Article 14 – Non-sollicitation
The Client undertakes not to solicit, directly or indirectly, personnel of Scalefactory, without the prior express and written agreement of Scalefactory. This non-solicitation obligation is valid for the duration of the Contract and for 18 (eighteen) months after its expiration or termination, for whichever reason.
Where this obligation is not honoured, the Client shall be liable for compensation amounting to 36 (thirty-six) months of the gross salary that the solicited employee was receiving at the time he/she was solicited.
Article 15 – Miscellaneous provisions
If possible, the provisions of the Terms and Conditions will be interpreted in such a manner as to be valid and enforceable. If a provision is found to be invalid or unenforceable, such provision shall nonetheless be enforceable to the fullest extent permitted, and the invalid or unenforceable portion shall be deemed to be severed, without affecting the validity and enforceability of the other provisions.
Unless agreed in writing and in advance by Scalefactory, the Client is not allowed to transfer all or part of its rights to third parties. Third parties should be understood as also encompassing the companies related to the Client, such as branches, subsidiaries and parent companies.

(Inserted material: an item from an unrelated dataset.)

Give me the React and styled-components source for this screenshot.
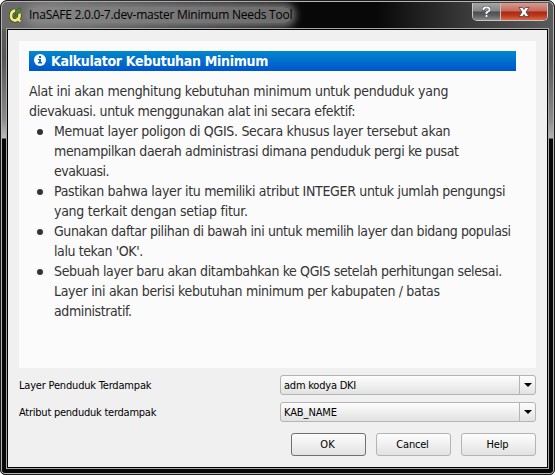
import React from "react";
import styled, { createGlobalStyle } from "styled-components";

const Global = createGlobalStyle`
  * { box-sizing: border-box; }
  body { margin: 0; background: #fff; }
`;

const Frame = styled.div`
  width: 555px;
  height: 475px;
  display: flex;
  flex-direction: column;
  padding: 2px 6px 6px 6px;
  border: 1px solid #1c1c1c;
  border-radius: 7px 7px 5px 5px;
  box-shadow: inset 0 0 0 1px #b4b4b4;
  background:
    linear-gradient(90deg, #6b6b6b 0, #6b6b6b 10%, rgba(60, 60, 60, 0) 55%, rgba(60, 60, 60, 0) 68%, #3c3c3c 85%, #5a5a5a 100%) 0 0 / 100% 28px no-repeat,
    linear-gradient(180deg, #5c5c5c 0, #555 28px, #8a8a8a 90px, #bdbdbd 109px, #080808 110px) 0 28px / 9px 111px no-repeat,
    linear-gradient(180deg, #5c5c5c 0, #555 28px, #8a8a8a 90px, #b5b5b5 109px, #080808 110px) 100% 28px / 9px 111px no-repeat,
    #080808;
  font-family: "DejaVu Sans Condensed", "DejaVu Sans", sans-serif;
  font-stretch: condensed;
`;

const TitleBar = styled.header`
  height: 26px;
  flex: none;
  display: flex;
  align-items: flex-start;
`;

const AppIcon = styled.svg`
  flex: none;
  width: 16px;
  height: 16px;
  margin: 4px 0 0 1px;
`;

const Text = styled.span`
  white-space: pre;
  letter-spacing: ${(p) => p.$track || 0}px;
`;

const Caption = styled.div`
  margin: 4px 0 0 5px;
  height: 16px;
  line-height: 16px;
  font-family: "Open Sans", sans-serif;
  font-stretch: normal;
  font-size: 12px;
  color: #000;
  background: rgba(140, 140, 140, 0.75);
  box-shadow: 0 0 7px 4px rgba(140, 140, 140, 0.75);
  border-radius: 8px;
`;

const WindowButtons = styled.div`
  margin-left: auto;
  display: flex;
  height: 18px;
  border: 1px solid #c8c8c8;
  border-top: 0;
  border-radius: 0 0 5px 5px;
  overflow: hidden;
`;

const WindowButton = styled.button`
  width: ${(p) => p.$width}px;
  padding: 0;
  border: 0;
  border-left: ${(p) => (p.$close ? "1px solid #d0b8b4" : "0")};
  display: flex;
  align-items: center;
  justify-content: center;
  background: ${(p) =>
    p.$close
      ? "linear-gradient(#d99a90 0, #c4685a 48%, #a92710 52%, #bd3a20 75%, #d8694c 100%)"
      : "linear-gradient(#a5a5a5 0, #858585 48%, #4c4c4c 52%, #606060 75%, #8a8a8a 100%)"};
`;

const Client = styled.main`
  flex: 1;
  display: flex;
  flex-direction: column;
  padding: 11px 11px 0;
  border: 1px solid #000;
  outline: 1px solid #a8a8a8;
  background: #f0f0f0;
`;

const Help = styled.section`
  height: 327px;
  flex: none;
  padding: 10px 10px 0;
  background: #fbfbfb;
  color: #333;
`;

const Heading = styled.h1`
  margin: 0 10px 0 0;
  height: 20px;
  display: flex;
  align-items: center;
  gap: 5px;
  padding-left: 5px;
  background: linear-gradient(#0088cc, #0055cc);
  color: #fff;
  font-size: 14px;
  line-height: 20px;
  font-weight: bold;
`;

const HeadingIcon = styled.svg`
  flex: none;
  margin-top: -2px;
`;

const Copy = styled.div`
  padding-top: 10px;
  font-size: 14px;
  line-height: 20px;
`;

const Line = styled.div`
  height: 20px;
`;

const Bullets = styled.ul`
  list-style: none;
  margin: 0;
  padding: 0;
`;

const Bullet = styled.li`
  display: grid;
  grid-template-columns: 25px 1fr;

  &::before {
    content: "";
    width: 6px;
    height: 6px;
    margin: 8px 0 0 8px;
    border-radius: 50%;
    background: #333;
  }
`;

const Field = styled.label`
  display: grid;
  grid-template-columns: 261px 1fr;
  align-items: center;
  height: 20px;
  margin-top: 7px;
  font-size: 11px;
  color: #000;
`;

const Combo = styled.div`
  height: 20px;
  display: flex;
  align-items: center;
  padding-left: 3px;
  border: 1px solid #b4b4b4;
  border-radius: 3px;
  background: linear-gradient(#fdfdfd, #e2e2e2);
`;

const ComboArrow = styled.span`
  margin-left: auto;
  width: 16px;
  height: 18px;
  border-left: 1px solid #b4b4b4;
  display: flex;
  align-items: center;
  justify-content: center;
`;

const Actions = styled.footer`
  display: flex;
  justify-content: flex-end;
  gap: 10px;
  margin-top: 11px;
`;

const Button = styled.button`
  width: 75px;
  height: 23px;
  padding: 0 2px 0 0;
  border: 1px solid ${(p) => (p.$primary ? "#707070" : "#b4b4b4")};
  border-radius: 3px;
  background: linear-gradient(#fdfdfd, #e2e2e2);
  color: #000;
  font: inherit;
  font-size: 11px;
`;

const intro = [
  ["Alat ini akan menghitung kebutuhan minimum untuk penduduk yang", -0.27],
  ["dievakuasi. untuk menggunakan alat ini secara efektif:", -0.37],
];

const steps = [
  [
    ["Memuat layer poligon di QGIS. Secara khusus layer tersebut akan", -0.3],
    ["menampilkan daerah administrasi dimana penduduk pergi ke pusat", -0.37],
    ["evakuasi.", -0.5],
  ],
  [
    ["Pastikan bahwa layer itu memiliki atribut INTEGER untuk jumlah pengungsi", -0.32],
    ["yang terkait dengan setiap fitur.", -0.28],
  ],
  [
    ["Gunakan daftar pilihan di bawah ini untuk memilih layer dan bidang populasi", -0.4],
    ["lalu tekan 'OK'.", -0.4],
  ],
  [
    ["Sebuah layer baru akan ditambahkan ke QGIS setelah perhitungan selesai.", -0.36],
    ["Layer ini akan berisi kebutuhan minimum per kabupaten / batas", -0.32],
    ["administratif.", -0.4],
  ],
];

const Lines = ({ items }) =>
  items.map(([text, track]) => (
    <Line key={text}>
      <Text $track={track}>{text}</Text>
    </Line>
  ));

const Select = ({ label, labelTrack, value, valueTrack }) => (
  <Field>
    <Text $track={labelTrack}>{label}</Text>
    <Combo>
      <Text $track={valueTrack}>{value}</Text>
      <ComboArrow>
        <svg width="8" height="4" viewBox="0 0 8 4">
          <path d="M0 0h8L4 4z" fill="#000" />
        </svg>
      </ComboArrow>
    </Combo>
  </Field>
);

export default function App() {
  return (
    <>
      <Global />
      <Frame>
        <TitleBar>
          <AppIcon viewBox="0 0 16 16">
            <path d="M7 3.500C4 4 3 6.500 3 9s1.500 4.500 4 4.500c3.500 0 5-3 4.500-7" fill="none" stroke="#2f3a1c" strokeWidth="4" />
            <path d="M9 11l3 3" stroke="#2f3a1c" strokeWidth="3.500" />
            <path d="M7 3.500C4 4 3 6.500 3 9s1.500 4.500 4 4.500c3.500 0 5-3 4.500-7" fill="none" stroke="#eff06c" strokeWidth="2.800" />
            <path d="M9 11l3.300 3.300" stroke="#eff06c" strokeWidth="2.400" />
            <path d="M7.500 6.500C7.500 3.500 9.500 1.500 13 1c0 3-1.500 4.800-4 5.300L6.500 10z" fill="#4f9420" stroke="#24400f" strokeWidth=".4" />
          </AppIcon>
          <Caption>
            <Text $track={-0.25}>InaSAFE 2.0.0-7.dev-master Minimum Needs Tool</Text>
          </Caption>
          <WindowButtons>
            <WindowButton $width={27} aria-label="Help">
              <svg width="9" height="12" viewBox="0 0 9 12" fill="none">
                <path d="M1.500 4.500V2.500L3 1.500h3l1.500 1v2L4.500 6.500V8M4.500 9v2" stroke="#333b50" strokeWidth="3" />
                <path d="M1.500 4V2.500L3 1.500h3l1.500 1v2L4.500 6.500V8M4.500 9v2" stroke="#fff" strokeWidth="1.900" />
              </svg>
            </WindowButton>
            <WindowButton $width={47} $close aria-label="Close">
              <svg width="12" height="10" viewBox="0 0 12 10">
                <path d="M1 .5h3.500L6 2.500 7.500.5H11L8 5l3 4.500H7.500L6 7.500l-1.500 2H1L4 5z" fill="#fff" stroke="#4b3a48" strokeWidth=".8" />
              </svg>
            </WindowButton>
          </WindowButtons>
        </TitleBar>
        <Client>
          <Help>
            <Heading>
              <HeadingIcon width="12" height="12" viewBox="0 0 12 12">
                <circle cx="6" cy="6" r="6" fill="#fff" />
                <path d="M5 2h2v2H5zM4 5h3v3h1v1.500H4V8h1V6H4z" fill="#006fcc" />
              </HeadingIcon>
              <Text $track={-0.29}>Kalkulator Kebutuhan Minimum</Text>
            </Heading>
            <Copy>
              <Lines items={intro} />
              <Bullets>
                {steps.map((step) => (
                  <Bullet key={step[0][0]}>
                    <div>
                      <Lines items={step} />
                    </div>
                  </Bullet>
                ))}
              </Bullets>
            </Copy>
          </Help>
          <Select label="Layer Penduduk Terdampak" labelTrack={-0.19} value="adm kodya DKI" valueTrack={-0.22} />
          <Select label="Atribut penduduk terdampak" labelTrack={-0.24} value="KAB_NAME" valueTrack={-0.1} />
          <Actions>
            <Button $primary>OK</Button>
            <Button>
              <Text $track={-0.2}>Cancel</Text>
            </Button>
            <Button>
              <Text $track={-0.2}>Help</Text>
            </Button>
          </Actions>
        </Client>
      </Frame>
    </>
  );
}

The fact that either party does not require or delay the requirement of strict performance of the provisions of the Contract or does not exercise any right, power or remedy provided for in the Contract shall not constitute a waiver or waiver of their exercise.

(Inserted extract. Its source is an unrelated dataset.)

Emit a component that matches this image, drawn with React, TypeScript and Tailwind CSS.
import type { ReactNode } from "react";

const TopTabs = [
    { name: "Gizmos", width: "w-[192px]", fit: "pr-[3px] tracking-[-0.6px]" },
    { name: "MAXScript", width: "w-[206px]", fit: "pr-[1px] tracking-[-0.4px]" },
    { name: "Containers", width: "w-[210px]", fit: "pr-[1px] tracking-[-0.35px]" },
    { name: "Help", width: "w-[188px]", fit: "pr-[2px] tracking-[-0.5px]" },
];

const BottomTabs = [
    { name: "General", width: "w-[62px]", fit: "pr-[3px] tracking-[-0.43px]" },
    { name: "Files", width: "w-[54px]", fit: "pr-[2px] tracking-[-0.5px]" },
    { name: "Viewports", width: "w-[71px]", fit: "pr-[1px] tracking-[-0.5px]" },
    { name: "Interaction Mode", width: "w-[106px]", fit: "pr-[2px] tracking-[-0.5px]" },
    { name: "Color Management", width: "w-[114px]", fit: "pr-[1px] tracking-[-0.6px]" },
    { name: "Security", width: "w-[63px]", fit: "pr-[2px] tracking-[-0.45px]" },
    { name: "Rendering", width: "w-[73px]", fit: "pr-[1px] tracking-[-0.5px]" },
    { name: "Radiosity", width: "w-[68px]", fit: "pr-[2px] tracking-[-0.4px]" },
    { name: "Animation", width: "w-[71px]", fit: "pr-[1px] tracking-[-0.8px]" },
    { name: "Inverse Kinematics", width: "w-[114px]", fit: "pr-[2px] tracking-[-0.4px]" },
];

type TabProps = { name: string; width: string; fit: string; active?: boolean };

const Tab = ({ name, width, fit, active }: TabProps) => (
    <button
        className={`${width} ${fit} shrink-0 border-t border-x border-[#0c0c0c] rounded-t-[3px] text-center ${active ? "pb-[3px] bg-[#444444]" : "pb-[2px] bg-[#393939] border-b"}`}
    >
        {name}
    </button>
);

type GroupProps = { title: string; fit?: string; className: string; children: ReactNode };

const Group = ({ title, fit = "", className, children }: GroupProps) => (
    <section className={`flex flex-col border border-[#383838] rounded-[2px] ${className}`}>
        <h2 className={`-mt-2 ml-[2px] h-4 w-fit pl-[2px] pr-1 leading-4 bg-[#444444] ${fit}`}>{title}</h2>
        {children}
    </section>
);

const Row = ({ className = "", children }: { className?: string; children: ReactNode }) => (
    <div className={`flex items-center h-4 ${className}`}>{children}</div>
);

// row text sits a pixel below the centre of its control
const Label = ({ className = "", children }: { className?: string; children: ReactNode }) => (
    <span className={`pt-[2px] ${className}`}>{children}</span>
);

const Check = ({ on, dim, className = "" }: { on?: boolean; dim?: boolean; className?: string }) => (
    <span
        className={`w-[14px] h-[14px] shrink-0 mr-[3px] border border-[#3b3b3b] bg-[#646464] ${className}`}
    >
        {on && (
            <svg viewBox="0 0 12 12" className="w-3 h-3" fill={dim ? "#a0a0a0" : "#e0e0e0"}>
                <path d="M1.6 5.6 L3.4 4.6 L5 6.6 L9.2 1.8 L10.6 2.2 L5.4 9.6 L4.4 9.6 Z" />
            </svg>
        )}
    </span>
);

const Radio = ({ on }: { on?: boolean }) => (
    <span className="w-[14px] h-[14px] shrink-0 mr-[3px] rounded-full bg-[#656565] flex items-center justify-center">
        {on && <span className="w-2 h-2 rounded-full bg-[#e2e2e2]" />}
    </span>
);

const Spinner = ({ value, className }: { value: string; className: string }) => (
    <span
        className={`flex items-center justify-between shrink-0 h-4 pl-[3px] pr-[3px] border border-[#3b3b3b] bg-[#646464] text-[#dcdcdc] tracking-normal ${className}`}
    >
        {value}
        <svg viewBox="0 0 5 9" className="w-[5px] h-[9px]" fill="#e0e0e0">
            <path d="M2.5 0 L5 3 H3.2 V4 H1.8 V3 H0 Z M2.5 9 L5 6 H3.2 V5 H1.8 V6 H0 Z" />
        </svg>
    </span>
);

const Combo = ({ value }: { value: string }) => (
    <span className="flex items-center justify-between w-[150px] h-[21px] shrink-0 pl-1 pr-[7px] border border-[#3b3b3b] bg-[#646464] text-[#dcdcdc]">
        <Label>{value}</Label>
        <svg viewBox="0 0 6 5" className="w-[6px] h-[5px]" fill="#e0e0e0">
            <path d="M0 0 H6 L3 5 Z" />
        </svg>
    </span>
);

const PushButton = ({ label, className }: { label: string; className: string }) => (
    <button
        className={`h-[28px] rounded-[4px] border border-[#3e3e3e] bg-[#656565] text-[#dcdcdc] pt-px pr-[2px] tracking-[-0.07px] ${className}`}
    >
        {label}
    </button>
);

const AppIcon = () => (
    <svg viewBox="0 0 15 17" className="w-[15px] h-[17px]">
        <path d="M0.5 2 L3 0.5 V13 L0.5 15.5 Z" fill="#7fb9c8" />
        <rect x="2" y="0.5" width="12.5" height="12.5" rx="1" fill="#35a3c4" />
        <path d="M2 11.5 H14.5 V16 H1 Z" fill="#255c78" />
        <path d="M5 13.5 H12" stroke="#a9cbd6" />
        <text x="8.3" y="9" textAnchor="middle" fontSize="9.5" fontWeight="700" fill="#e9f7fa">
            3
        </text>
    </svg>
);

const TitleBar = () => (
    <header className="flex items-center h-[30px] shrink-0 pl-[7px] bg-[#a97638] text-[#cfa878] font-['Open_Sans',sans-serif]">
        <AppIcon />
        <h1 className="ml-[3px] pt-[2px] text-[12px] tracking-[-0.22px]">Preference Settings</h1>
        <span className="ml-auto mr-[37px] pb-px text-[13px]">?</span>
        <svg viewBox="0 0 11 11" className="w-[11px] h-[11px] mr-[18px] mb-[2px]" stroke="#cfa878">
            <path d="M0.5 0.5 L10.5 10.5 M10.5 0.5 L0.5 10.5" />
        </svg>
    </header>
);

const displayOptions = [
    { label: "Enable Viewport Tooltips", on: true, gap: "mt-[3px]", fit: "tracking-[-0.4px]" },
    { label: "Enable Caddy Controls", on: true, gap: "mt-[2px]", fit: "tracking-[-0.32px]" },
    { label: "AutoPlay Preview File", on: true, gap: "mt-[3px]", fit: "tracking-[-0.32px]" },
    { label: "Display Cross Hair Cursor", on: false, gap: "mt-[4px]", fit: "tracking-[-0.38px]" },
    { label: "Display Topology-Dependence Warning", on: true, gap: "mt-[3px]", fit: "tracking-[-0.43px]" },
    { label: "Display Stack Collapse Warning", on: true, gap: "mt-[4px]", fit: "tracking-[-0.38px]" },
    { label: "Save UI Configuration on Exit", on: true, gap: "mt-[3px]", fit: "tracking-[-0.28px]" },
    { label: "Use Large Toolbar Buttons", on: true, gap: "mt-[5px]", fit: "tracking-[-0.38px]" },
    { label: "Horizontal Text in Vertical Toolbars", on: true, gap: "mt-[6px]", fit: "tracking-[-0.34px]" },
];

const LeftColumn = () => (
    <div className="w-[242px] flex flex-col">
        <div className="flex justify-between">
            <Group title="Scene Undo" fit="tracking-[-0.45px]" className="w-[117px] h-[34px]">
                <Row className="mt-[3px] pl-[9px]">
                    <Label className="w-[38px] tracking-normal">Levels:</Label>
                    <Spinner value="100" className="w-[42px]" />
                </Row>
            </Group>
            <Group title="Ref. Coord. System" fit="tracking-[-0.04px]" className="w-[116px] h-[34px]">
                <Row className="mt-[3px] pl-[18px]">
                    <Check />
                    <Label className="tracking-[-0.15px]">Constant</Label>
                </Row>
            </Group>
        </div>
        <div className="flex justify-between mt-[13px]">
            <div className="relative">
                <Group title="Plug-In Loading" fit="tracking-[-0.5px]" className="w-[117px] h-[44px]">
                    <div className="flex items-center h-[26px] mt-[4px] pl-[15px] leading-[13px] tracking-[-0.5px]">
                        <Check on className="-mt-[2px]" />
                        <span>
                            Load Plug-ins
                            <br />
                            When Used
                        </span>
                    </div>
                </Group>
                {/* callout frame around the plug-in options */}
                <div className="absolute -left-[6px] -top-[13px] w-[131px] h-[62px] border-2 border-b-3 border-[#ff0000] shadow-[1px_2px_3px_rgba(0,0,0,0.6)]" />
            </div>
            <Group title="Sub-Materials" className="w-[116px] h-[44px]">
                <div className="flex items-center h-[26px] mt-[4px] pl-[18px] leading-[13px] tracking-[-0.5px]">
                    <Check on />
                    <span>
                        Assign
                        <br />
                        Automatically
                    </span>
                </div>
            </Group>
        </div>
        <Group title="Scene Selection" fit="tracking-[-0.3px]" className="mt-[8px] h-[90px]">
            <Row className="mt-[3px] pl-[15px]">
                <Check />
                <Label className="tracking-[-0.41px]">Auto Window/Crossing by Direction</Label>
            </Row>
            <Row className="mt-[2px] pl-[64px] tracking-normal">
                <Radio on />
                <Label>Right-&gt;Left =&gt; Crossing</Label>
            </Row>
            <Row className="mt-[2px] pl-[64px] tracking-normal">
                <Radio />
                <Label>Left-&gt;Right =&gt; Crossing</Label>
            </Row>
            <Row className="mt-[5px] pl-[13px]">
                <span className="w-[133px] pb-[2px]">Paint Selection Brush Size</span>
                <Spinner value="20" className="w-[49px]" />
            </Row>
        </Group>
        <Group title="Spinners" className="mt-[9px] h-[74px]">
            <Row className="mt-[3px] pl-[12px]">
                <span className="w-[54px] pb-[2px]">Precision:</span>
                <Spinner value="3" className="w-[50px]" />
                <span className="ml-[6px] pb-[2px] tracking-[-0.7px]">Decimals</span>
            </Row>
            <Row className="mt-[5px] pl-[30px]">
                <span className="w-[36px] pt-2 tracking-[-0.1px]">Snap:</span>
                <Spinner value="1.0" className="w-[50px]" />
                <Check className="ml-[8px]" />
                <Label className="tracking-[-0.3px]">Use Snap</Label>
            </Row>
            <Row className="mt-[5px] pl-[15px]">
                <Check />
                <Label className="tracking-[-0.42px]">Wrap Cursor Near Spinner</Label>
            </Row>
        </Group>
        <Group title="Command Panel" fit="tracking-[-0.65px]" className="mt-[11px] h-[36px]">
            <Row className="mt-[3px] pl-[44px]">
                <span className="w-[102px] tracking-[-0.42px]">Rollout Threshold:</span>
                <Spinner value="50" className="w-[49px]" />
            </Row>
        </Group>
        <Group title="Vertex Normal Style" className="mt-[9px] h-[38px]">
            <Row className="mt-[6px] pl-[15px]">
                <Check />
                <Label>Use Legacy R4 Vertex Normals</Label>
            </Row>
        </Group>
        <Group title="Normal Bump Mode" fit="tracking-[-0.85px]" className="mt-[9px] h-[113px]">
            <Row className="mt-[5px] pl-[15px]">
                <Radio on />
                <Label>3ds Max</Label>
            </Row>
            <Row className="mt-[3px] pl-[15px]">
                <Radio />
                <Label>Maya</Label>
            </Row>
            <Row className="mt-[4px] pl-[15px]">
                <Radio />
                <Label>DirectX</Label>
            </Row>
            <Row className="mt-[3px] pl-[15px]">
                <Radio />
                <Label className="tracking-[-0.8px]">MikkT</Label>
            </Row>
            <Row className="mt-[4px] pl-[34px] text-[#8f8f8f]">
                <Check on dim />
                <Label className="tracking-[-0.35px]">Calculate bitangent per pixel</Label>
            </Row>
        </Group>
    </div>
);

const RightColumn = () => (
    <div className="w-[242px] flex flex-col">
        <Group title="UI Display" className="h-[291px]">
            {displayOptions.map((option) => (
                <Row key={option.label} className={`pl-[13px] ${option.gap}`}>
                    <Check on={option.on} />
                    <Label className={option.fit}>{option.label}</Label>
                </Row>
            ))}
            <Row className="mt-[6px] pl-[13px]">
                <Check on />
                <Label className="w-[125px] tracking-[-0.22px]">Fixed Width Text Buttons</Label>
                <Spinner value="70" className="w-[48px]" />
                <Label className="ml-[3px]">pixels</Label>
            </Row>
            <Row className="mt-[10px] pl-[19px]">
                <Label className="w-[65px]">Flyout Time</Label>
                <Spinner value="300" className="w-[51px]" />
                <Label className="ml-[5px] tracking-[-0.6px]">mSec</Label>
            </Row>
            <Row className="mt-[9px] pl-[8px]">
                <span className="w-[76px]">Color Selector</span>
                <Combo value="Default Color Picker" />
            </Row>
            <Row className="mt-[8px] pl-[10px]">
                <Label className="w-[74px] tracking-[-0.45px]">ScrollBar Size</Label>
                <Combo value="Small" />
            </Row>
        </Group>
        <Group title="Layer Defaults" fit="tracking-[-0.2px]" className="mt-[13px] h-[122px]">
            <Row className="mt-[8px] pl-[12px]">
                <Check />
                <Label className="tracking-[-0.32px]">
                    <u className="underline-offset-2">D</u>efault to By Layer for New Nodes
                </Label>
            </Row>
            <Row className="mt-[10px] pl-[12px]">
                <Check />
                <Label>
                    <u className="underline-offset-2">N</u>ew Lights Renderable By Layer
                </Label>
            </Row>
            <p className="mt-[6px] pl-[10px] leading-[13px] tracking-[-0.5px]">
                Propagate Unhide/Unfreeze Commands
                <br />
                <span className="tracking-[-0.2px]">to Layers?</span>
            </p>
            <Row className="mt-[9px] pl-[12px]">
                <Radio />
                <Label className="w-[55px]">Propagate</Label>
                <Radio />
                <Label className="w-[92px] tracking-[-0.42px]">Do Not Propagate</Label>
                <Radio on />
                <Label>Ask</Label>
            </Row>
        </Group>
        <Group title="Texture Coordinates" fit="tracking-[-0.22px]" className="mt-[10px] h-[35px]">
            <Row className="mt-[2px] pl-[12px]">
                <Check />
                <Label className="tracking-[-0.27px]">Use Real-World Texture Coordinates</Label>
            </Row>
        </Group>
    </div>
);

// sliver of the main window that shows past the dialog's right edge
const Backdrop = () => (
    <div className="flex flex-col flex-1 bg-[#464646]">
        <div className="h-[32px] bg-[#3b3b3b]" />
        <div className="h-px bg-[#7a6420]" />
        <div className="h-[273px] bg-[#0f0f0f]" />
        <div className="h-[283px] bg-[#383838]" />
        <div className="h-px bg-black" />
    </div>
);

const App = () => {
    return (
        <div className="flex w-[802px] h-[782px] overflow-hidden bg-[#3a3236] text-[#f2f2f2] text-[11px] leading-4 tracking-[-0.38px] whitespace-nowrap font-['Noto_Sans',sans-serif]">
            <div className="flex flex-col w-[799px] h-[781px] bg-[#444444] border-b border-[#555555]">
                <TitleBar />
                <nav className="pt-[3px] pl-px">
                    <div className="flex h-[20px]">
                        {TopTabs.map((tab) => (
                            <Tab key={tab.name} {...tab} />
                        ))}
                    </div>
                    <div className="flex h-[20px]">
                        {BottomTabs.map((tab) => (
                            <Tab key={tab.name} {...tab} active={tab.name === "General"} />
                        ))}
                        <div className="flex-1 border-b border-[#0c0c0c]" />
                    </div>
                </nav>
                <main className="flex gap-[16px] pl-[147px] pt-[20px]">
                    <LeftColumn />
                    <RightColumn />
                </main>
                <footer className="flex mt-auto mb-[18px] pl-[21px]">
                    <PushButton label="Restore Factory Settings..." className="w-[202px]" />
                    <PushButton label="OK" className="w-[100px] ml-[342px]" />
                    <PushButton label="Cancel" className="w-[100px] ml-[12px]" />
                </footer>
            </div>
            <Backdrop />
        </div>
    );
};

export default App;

Except as expressly provided in the Contract, it may only be amended or modified by a written agreement signed by each of the parties.
These Terms and Conditions and the Contract are governed by Belgian law. In case of any dispute as to the validity, interpretation or implementation thereof Scalefactory and the Client shall make every reasonable effort to settle it amicably. In the absence of an amicable settlement and unless otherwise required by law, any dispute shall fall within the exclusive jurisdiction of the courts of the district where Scalefactory is headquartered.